Algodón de Azúcar o la infancia como herida

Por: Daniel González Palacio

El público entra a la sala y el olor a algodón de azúcar lo recibe antes que la luz. El espacio parece festivo, casi infantil: guirnaldas, luces de feria, colores saturados. Pero esa dulzura es una trampa. Detrás del aroma se esconde una inquietud que se adhiere a la piel. Las obra muestra una contradicción: rostros sonrientes bajo una iluminación que ya anuncia el desgaste, la sombra, la descomposición.

En escena, tres payasos conducen a Magenta, el protagonista, por una feria espectral. No buscan hacer reír, sino revelar. Sus sonrisas son heridas maquilladas; sus gestos, la frontera entre lo cómico y lo siniestro.

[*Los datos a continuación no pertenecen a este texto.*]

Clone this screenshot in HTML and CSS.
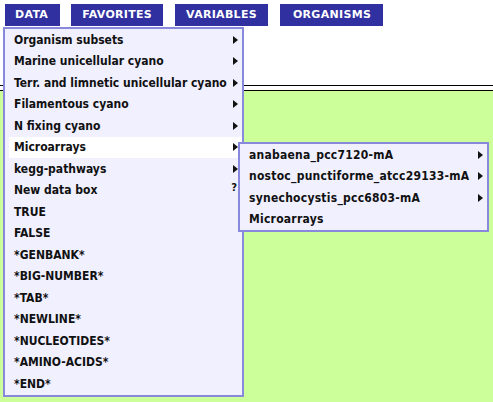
FILE: index.html
```html
<!DOCTYPE html>
<html>
<head>
<meta charset="utf-8">
<link rel="stylesheet" href="styles.css">
</head>
<body>
<nav class="tabs">
  <span class="tab tab-data">DATA</span>
  <span class="tab">FAVORITES</span>
  <span class="tab">VARIABLES</span>
  <span class="tab tab-org">ORGANISMS</span>
</nav>
<div class="top-space"></div>
<div class="rule"></div>
<div class="workspace"></div>

<ul class="menu main-menu">
  <li class="item"><span>Organism subsets</span><i class="arrow"></i></li>
  <li class="item"><span>Marine unicellular cyano</span><i class="arrow"></i></li>
  <li class="item"><span>Terr. and limnetic unicellular cyano</span><i class="arrow"></i></li>
  <li class="item"><span>Filamentous cyano</span><i class="arrow"></i></li>
  <li class="item"><span>N fixing cyano</span><i class="arrow"></i></li>
  <li class="item active"><span>Microarrays</span><i class="arrow"></i></li>
  <li class="item"><span>kegg-pathways</span><i class="arrow"></i></li>
  <li class="item"><span>New data box</span><b class="help">?</b></li>
  <li class="item"><span>TRUE</span></li>
  <li class="item"><span>FALSE</span></li>
  <li class="item"><span>*GENBANK*</span></li>
  <li class="item"><span>*BIG-NUMBER*</span></li>
  <li class="item"><span>*TAB*</span></li>
  <li class="item"><span>*NEWLINE*</span></li>
  <li class="item"><span>*NUCLEOTIDES*</span></li>
  <li class="item"><span>*AMINO-ACIDS*</span></li>
  <li class="item"><span>*END*</span></li>
</ul>

<ul class="menu sub-menu">
  <li class="item"><span>anabaena_pcc7120-mA</span><i class="arrow"></i></li>
  <li class="item"><span>nostoc_punctiforme_atcc29133-mA</span><i class="arrow"></i></li>
  <li class="item"><span>synechocystis_pcc6803-mA</span><i class="arrow"></i></li>
  <li class="item"><span>Microarrays</span></li>
</ul>
</body>
</html>
```
FILE: styles.css
```css
html, body {
  margin: 0;
  padding: 0;
  background: #ffffff;
  height: 100%;
}
body {
  font-family: "DejaVu Sans Condensed", "DejaVu Sans", sans-serif;
  display: flex;
  flex-direction: column;
  overflow: hidden;
}
.tabs {
  display: flex;
  gap: 12px;
  padding: 4px 0 0 5px;
  height: 22px;
}
.tab {
  background: #3030a0;
  color: #ffffff;
  font-family: "DejaVu Sans", sans-serif;
  font-weight: bold;
  font-size: 11px;
  letter-spacing: 0.3px;
  line-height: 22px;
  padding: 0 11px;
}
.tab-data {
  padding: 0 12px 0 10px;
  margin-right: -1px;
}
.tab-org {
  padding: 0 12px 0 13px;
}
.top-space {
  height: 59px;
}
.rule {
  height: 4px;
  border-top: 1px solid #000;
  border-bottom: 1px solid #000;
}
.workspace {
  flex: 1;
  background: #ccff99;
}
.menu {
  position: absolute;
  margin: 0;
  list-style: none;
  background: #f0f0ff;
  border: 2px solid #8888dd;
  padding: 0 0 0 4px;
  font-weight: bold;
  font-size: 12px;
  color: #111111;
}
.main-menu {
  left: 3px;
  top: 27px;
  width: 233px;
}
.sub-menu {
  left: 238px;
  top: 142px;
  width: 243px;
  letter-spacing: 0.25px;
}
.item {
  height: 21.5px;
  display: flex;
  align-items: center;
  justify-content: space-between;
  padding: 0 4px 0 5px;
}
.item.active {
  background: #ffffff;
}
.arrow {
  width: 0;
  height: 0;
  border-top: 4px solid transparent;
  border-bottom: 4px solid transparent;
  border-left: 5px solid #111111;
}
.help {
  font-family: "DejaVu Sans", sans-serif;
  font-size: 10px;
  line-height: 10px;
  margin-top: -4px;
  margin-right: 1px;
}
```
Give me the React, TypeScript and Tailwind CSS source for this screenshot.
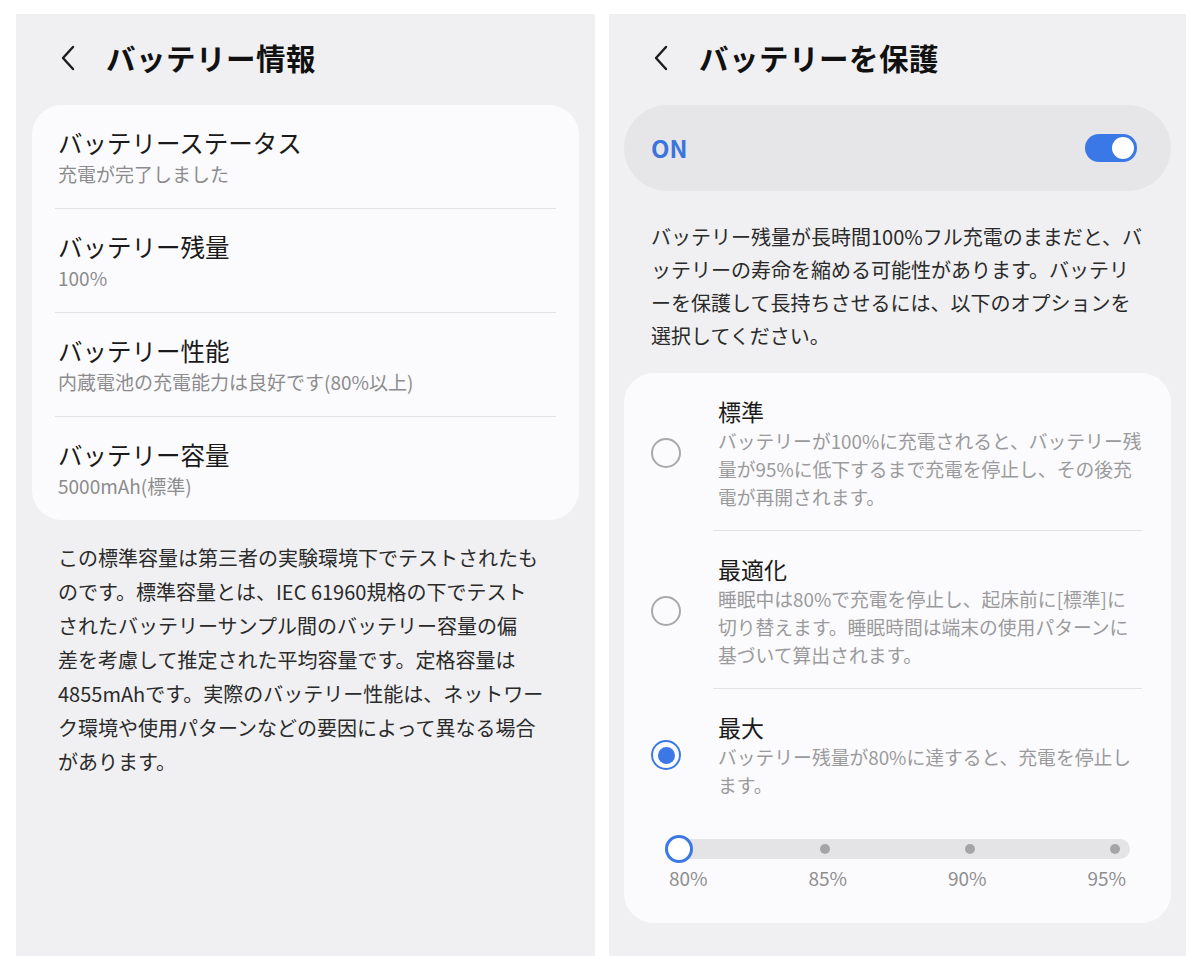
import React from "react";

const FONT = "font-['Noto_Sans_CJK_JP','Noto_Sans',sans-serif]";

function Chevron() {
  return (
    <svg width="18" height="28" viewBox="0 0 18 28" fill="none" className="shrink-0">
      <polyline points="14,3 4,14 14,25" stroke="#1c1c1e" strokeWidth="2.4" strokeLinecap="round" strokeLinejoin="round" />
    </svg>
  );
}

function Header({ title }: { title: string }) {
  return (
    <div className="h-[88px] mb-[3px] flex items-center pl-[43px] shrink-0">
      <Chevron />
      <div className="ml-[29px] text-[29.5px] font-bold text-[#111] leading-none tracking-[0.5px]">{title}</div>
    </div>
  );
}

const infoItems = [
  { t: "バッテリーステータス", s: "充電が完了しました" },
  { t: "バッテリー残量", s: "100%" },
  { t: "バッテリー性能", s: "内蔵電池の充電能力は良好です(80%以上)" },
  { t: "バッテリー容量", s: "5000mAh(標準)" },
];

const leftPara = [
  "この標準容量は第三者の実験環境下でテストされたも",
  "のです。標準容量とは、IEC 61960規格の下でテスト",
  "されたバッテリーサンプル間のバッテリー容量の偏",
  "差を考慮して推定された平均容量です。定格容量は",
  "4855mAhです。実際のバッテリー性能は、ネットワー",
  "ク環境や使用パターンなどの要因によって異なる場合",
  "があります。",
];

const rightPara = [
  "バッテリー残量が長時間100%フル充電のままだと、バ",
  "ッテリーの寿命を縮める可能性があります。バッテリ",
  "ーを保護して長持ちさせるには、以下のオプションを",
  "選択してください。",
];

const options = [
  {
    t: "標準",
    d: [
      "バッテリーが100%に充電されると、バッテリー残",
      "量が95%に低下するまで充電を停止し、その後充",
      "電が再開されます。",
    ],
    sel: false,
  },
  {
    t: "最適化",
    d: [
      "睡眠中は80%で充電を停止し、起床前に[標準]に",
      "切り替えます。睡眠時間は端末の使用パターンに",
      "基づいて算出されます。",
    ],
    sel: false,
  },
  {
    t: "最大",
    d: ["バッテリー残量が80%に達すると、充電を停止し", "ます。"],
    sel: true,
  },
];

function Radio({ sel }: { sel: boolean }) {
  if (sel) {
    return (
      <div className="w-[30px] h-[30px] rounded-full border-[2.5px] border-[#3b78e7] flex items-center justify-center shrink-0">
        <div className="w-[17px] h-[17px] rounded-full bg-[#3b78e7]" />
      </div>
    );
  }
  return <div className="w-[30px] h-[30px] rounded-full border-[2px] border-[#a9a9ab] shrink-0" />;
}

function LeftPanel() {
  return (
    <div className="w-[579px] h-[942px] bg-[#f0f0f2] flex flex-col">
      <Header title="バッテリー情報" />
      <div className="mx-[16px] bg-[#fbfbfd] rounded-[30px] flex flex-col">
        {infoItems.map((it, i) => (
          <div key={i} className="flex flex-col">
            {i > 0 && <div className="mx-[23px] h-[1px] bg-[#e3e3e6]" />}
            <div className="h-[103px] px-[26px] pt-[22px]">
              <div className="text-[24.5px] leading-[32px] text-[#1a1a1a]">{it.t}</div>
              <div className="text-[19px] leading-[29px] text-[#8c8c8e]">{it.s}</div>
            </div>
          </div>
        ))}
      </div>
      <div className="mt-[21px] pl-[42px] text-[20px] leading-[34px] text-[#2a2a2a]">
        {leftPara.map((l, i) => (
          <div key={i} className="whitespace-nowrap">{l}</div>
        ))}
      </div>
    </div>
  );
}

function RightPanel() {
  return (
    <div className="w-[577px] h-[942px] bg-[#f0f0f2] flex flex-col">
      <Header title="バッテリーを保護" />
      <div className="mx-[15px] h-[86px] rounded-full bg-[#e6e6e8] flex items-center justify-between pl-[27px] pr-[34px]">
        <div className="text-[24px] font-bold text-[#3b74dd]">ON</div>
        <div className="w-[52px] h-[28px] rounded-full bg-[#3b78e7] flex items-center justify-end pr-[3px]">
          <div className="w-[22px] h-[22px] rounded-full bg-white" />
        </div>
      </div>
      <div className="mt-[29px] pl-[42px] text-[20px] leading-[33px] text-[#2a2a2a]">
        {rightPara.map((l, i) => (
          <div key={i} className="whitespace-nowrap">{l}</div>
        ))}
      </div>
      <div className="mt-[21px] mx-[15px] bg-[#fbfbfd] rounded-[30px] flex flex-col pb-[32px]">
        {options.map((o, i) => (
          <div key={i} className="flex flex-col">
            {i > 0 && <div className="ml-[89px] mr-[29px] h-[1.5px] bg-[#e3e3e6]" />}
            <div className={`flex items-center pl-[27px] pt-[22px] ${i < 2 ? "pb-[18.5px]" : ""}`}>
              <Radio sel={o.sel} />
              <div className="ml-[37px] flex flex-col">
                <div className="text-[23px] leading-[32px] text-[#1a1a1a]">{o.t}</div>
                <div className="text-[18.8px] leading-[28px] text-[#9a9a9c]">
                  {o.d.map((l, j) => (
                    <div key={j} className="whitespace-nowrap">{l}</div>
                  ))}
                </div>
              </div>
            </div>
          </div>
        ))}
        <div className="mt-[40px] mx-[41px] relative h-[20px] rounded-full bg-[#e4e4e6]">
          <div className="absolute left-[0px] top-[-4px] w-[28px] h-[28px] rounded-full border-[3px] border-[#3b78e7] bg-white" />
          <div className="absolute left-[155px] top-[5px] w-[10px] h-[10px] rounded-full bg-[#a5a5a7]" />
          <div className="absolute left-[300px] top-[5px] w-[10px] h-[10px] rounded-full bg-[#a5a5a7]" />
          <div className="absolute left-[445px] top-[5px] w-[10px] h-[10px] rounded-full bg-[#a5a5a7]" />
        </div>
        <div className="mt-[6px] mx-[45px] flex justify-between text-[19px] leading-[26px] text-[#8e8e90]">
          <span>80%</span>
          <span>85%</span>
          <span>90%</span>
          <span>95%</span>
        </div>
      </div>
    </div>
  );
}

export default function App() {
  return (
    <div className={`w-[1200px] h-[968px] bg-white flex gap-[14px] pl-[16px] pt-[14px] ${FONT}`}>
      <LeftPanel />
      <RightPanel />
    </div>
  );
}
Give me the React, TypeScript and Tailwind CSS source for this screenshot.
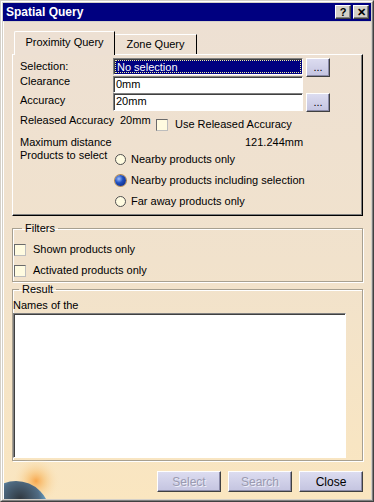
import React from "react";

const sunken =
  "border border-t-[#808080] border-l-[#808080] border-r-white border-b-white shadow-[inset_1px_1px_0_#404040]";
const raised =
  "border border-t-white border-l-white border-r-[#404040] border-b-[#404040] shadow-[inset_-1px_-1px_0_#8a8aa8]";

function Dots() {
  return (
    <button className={`${raised} ml-[3px] flex h-[19px] w-[24px] items-center justify-center bg-gradient-to-b from-[#dcdcf0] to-[#c4c4e0] text-[11px] leading-none text-black`}>
      <span className="-mt-[1px]">...</span>
    </button>
  );
}

function Check({ label }: { label: string }) {
  return (
    <div className="flex h-[13px] items-center">
      <span className="h-[12px] w-[12px] shrink-0 border border-t-[#6a6a6a] border-l-[#6a6a6a] border-r-[#bdbdbd] border-b-[#bdbdbd] bg-[#fffbe0]" />
      <span className="ml-[7px] leading-[13px]">{label}</span>
    </div>
  );
}

function Radio({ label, on }: { label: string; on?: boolean }) {
  return (
    <div className="flex h-[13px] items-center">
      {on ? (
        <span className="h-[11px] w-[11px] shrink-0 rounded-full bg-[radial-gradient(circle_at_35%_35%,#9fc0ff_0%,#2050c0_40%,#0a1e6a_100%)] shadow-[0_0_0_1px_#b08850]" />
      ) : (
        <span className="h-[11px] w-[11px] shrink-0 rounded-full border border-[#505050] bg-[#fffbe0]" />
      )}
      <span className="ml-[5px] leading-[13px]">{label}</span>
    </div>
  );
}

function Globe() {
  return (
    <svg className="pointer-events-none absolute bottom-0 left-0" width="70" height="40" viewBox="0 0 70 40">
      <defs>
        <radialGradient id="glow" cx="32" cy="22" r="24" gradientUnits="userSpaceOnUse">
          <stop offset="0" stopColor="#f7a040" stopOpacity="0.9" />
          <stop offset="0.4" stopColor="#f8c070" stopOpacity="0.55" />
          <stop offset="1" stopColor="#fae6c0" stopOpacity="0" />
        </radialGradient>
        <radialGradient id="earth" cx="16" cy="40" r="32" gradientUnits="userSpaceOnUse">
          <stop offset="0" stopColor="#303840" />
          <stop offset="0.6" stopColor="#506c84" />
          <stop offset="0.85" stopColor="#6aa8d0" />
          <stop offset="1" stopColor="#b0dcf0" />
        </radialGradient>
      </defs>
      <circle cx="32" cy="22" r="24" fill="url(#glow)" />
      <circle cx="12" cy="56" r="34" fill="url(#earth)" />
    </svg>
  );
}

export default function App() {
  return (
    <div className="h-[502px] w-[374px] border border-t-[#d4d0c8] border-l-[#d4d0c8] border-r-[#404040] border-b-[#404040] bg-[#d4d0c8] font-['Liberation_Sans',Arial,sans-serif] text-[11px] text-black">
      <div className="flex h-full flex-col border border-t-white border-l-white border-r-[#808080] border-b-[#808080] p-[1px]">
        {/* Title bar */}
        <div className="flex h-[18px] shrink-0 items-center bg-[#000080] pl-[3px] pr-[2px]">
          <span className="text-[12px] font-bold text-white">Spatial Query</span>
          <div className="ml-auto flex gap-[2px]">
            <span className={`${raised} flex h-[14px] w-[16px] items-center justify-center bg-[#d4d0c8] text-[11px] font-bold leading-none shadow-[inset_-1px_-1px_0_#808080]`}>?</span>
            <span className={`${raised} flex h-[14px] w-[16px] items-center justify-center bg-[#d4d0c8] text-[11px] font-bold leading-none shadow-[inset_-1px_-1px_0_#808080]`}>✕</span>
          </div>
        </div>

        {/* Body */}
        <div className="relative flex flex-1 flex-col border-l border-t border-l-white border-t-[#d4d0c8] bg-gradient-to-b from-[#ede0d3] via-[#f1e2cc] to-[#fae6c0] px-[8px] pt-[10px]">
          <Globe />

          {/* Tabs */}
          <div className="relative z-10 flex h-[22px] items-end pl-[2px]">
            <div className="-mb-[1px] flex h-[24px] w-[101px] items-center justify-center rounded-tl-[2px] border-l border-t border-r border-l-white border-t-white border-r-black bg-[#ede0d3] pb-[2px]">
              Proximity Query
            </div>
            <div className="flex h-[20px] w-[82px] items-center justify-center border-t border-r border-t-white border-r-black">
              Zone Query
            </div>
          </div>

          {/* Tab panel */}
          <div className="h-[162px] border border-t-white border-l-white border-r-black border-b-black pl-[7px] pt-[3px] shadow-[inset_-1px_-1px_0_#808080]">
            <div className="flex h-[18px] items-start">
              <span className="w-[93px] pt-[1px] leading-[14px]">Selection:</span>
              <div className={`${sunken} h-[17px] w-[190px] bg-[#000080] p-[1px]`}>
                <div className="h-full border border-dotted border-[#f0f0a0] pl-[1px] leading-[12px] text-white">No selection</div>
              </div>
              <Dots />
            </div>
            <div className="flex h-[17px] items-start">
              <span className="w-[93px] -mt-[2px] leading-[14px]">Clearance</span>
              <div className={`${sunken} h-[17px] w-[190px] bg-white pl-[2px] leading-[14px]`}>0mm</div>
            </div>
            <div className="flex h-[19px] items-start">
              <span className="w-[93px] leading-[14px]">Accuracy</span>
              <div className={`${sunken} h-[18px] w-[190px] bg-white pl-[2px] leading-[15px]`}>20mm</div>
              <Dots />
            </div>
            <div className="flex h-[23px] items-start">
              <span className="w-[100px] pt-[1px] leading-[14px]">Released Accuracy</span>
              <span className="w-[36px] pt-[1px] leading-[14px]">20mm</span>
              <div className="mt-[6px]">
                <Check label="Use Released Accuracy" />
              </div>
            </div>
            <div className="flex h-[13px] items-start">
              <span className="w-[225px] leading-[14px]">Maximum distance</span>
              <span className="leading-[14px]">121.244mm</span>
            </div>
            <div className="flex items-start">
              <span className="w-[95px] leading-[14px]">Products to select</span>
              <div className="mt-[5px] flex flex-col gap-[8px]">
                <Radio label="Nearby products only" />
                <Radio label="Nearby products including selection" on />
                <Radio label="Far away products only" />
              </div>
            </div>
          </div>

          {/* Filters */}
          <fieldset className="mt-[6px] h-[60px] border border-[#a8a090] shadow-[inset_1px_1px_0_white,1px_1px_0_white]">
            <legend className="ml-[9px] px-[3px] leading-[13px]">Filters</legend>
            <div className="mt-[8px] flex flex-col gap-[8px] pl-[1px]">
              <Check label="Shown products only" />
              <Check label="Activated products only" />
            </div>
          </fieldset>

          {/* Result */}
          <fieldset className="mt-[1px] h-[178px] border border-[#a8a090] shadow-[inset_1px_1px_0_white,1px_1px_0_white]">
            <legend className="ml-[6px] px-[3px] leading-[13px]">Result</legend>
            <div className="mt-[3px] leading-[13px]">Names of the</div>
            <div className={`${sunken} mt-[1px] h-[145px] w-[333px] bg-white`} />
          </fieldset>

          {/* Buttons */}
          <div className="relative z-10 mt-[10px] flex justify-end gap-[7px]">
            <button className={`${raised} h-[21px] w-[64px] bg-gradient-to-b from-[#dcdcf0] to-[#c4c4e0] text-[12px] text-[#9a9ab0] [text-shadow:1px_1px_0_#eeeef8]`}>Select</button>
            <button className={`${raised} h-[21px] w-[64px] bg-gradient-to-b from-[#dcdcf0] to-[#c4c4e0] text-[12px] text-[#9a9ab0] [text-shadow:1px_1px_0_#eeeef8]`}>Search</button>
            <button className={`${raised} h-[21px] w-[64px] bg-gradient-to-b from-[#dcdcf0] to-[#c4c4e0] text-[12px] text-black`}>Close</button>
          </div>
        </div>
      </div>
    </div>
  );
}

A cada paso, la risa se convierte en mueca, y el espectador comprende que el miedo no proviene del monstruo externo, sino del eco de su propia infancia.

El protagonista atraviesa escenarios donde lo lúdico se confunde con lo doloroso. El teatro se vuelve espejo, y cada gesto refleja la fragilidad de lo vivido. Los espectadores acompañan al personaje, pero también lo replican: todos, en algún punto, miramos de frente ese pasado que preferimos olvidar.

Al final, el algodón de azúcar vuelve a impregnar el aire. Pero ahora su aroma pesa: ya no evoca la infancia, sino la herida. Los aplausos suenan extraños, como si quisieran disipar algo más que la ficción. Algodón de Azúcar no termina cuando se apagan las luces: persiste en la ropa, en el cabello, en la memoria. Quizás ese sea su mayor logro: recordarnos que lo dulce también puede doler.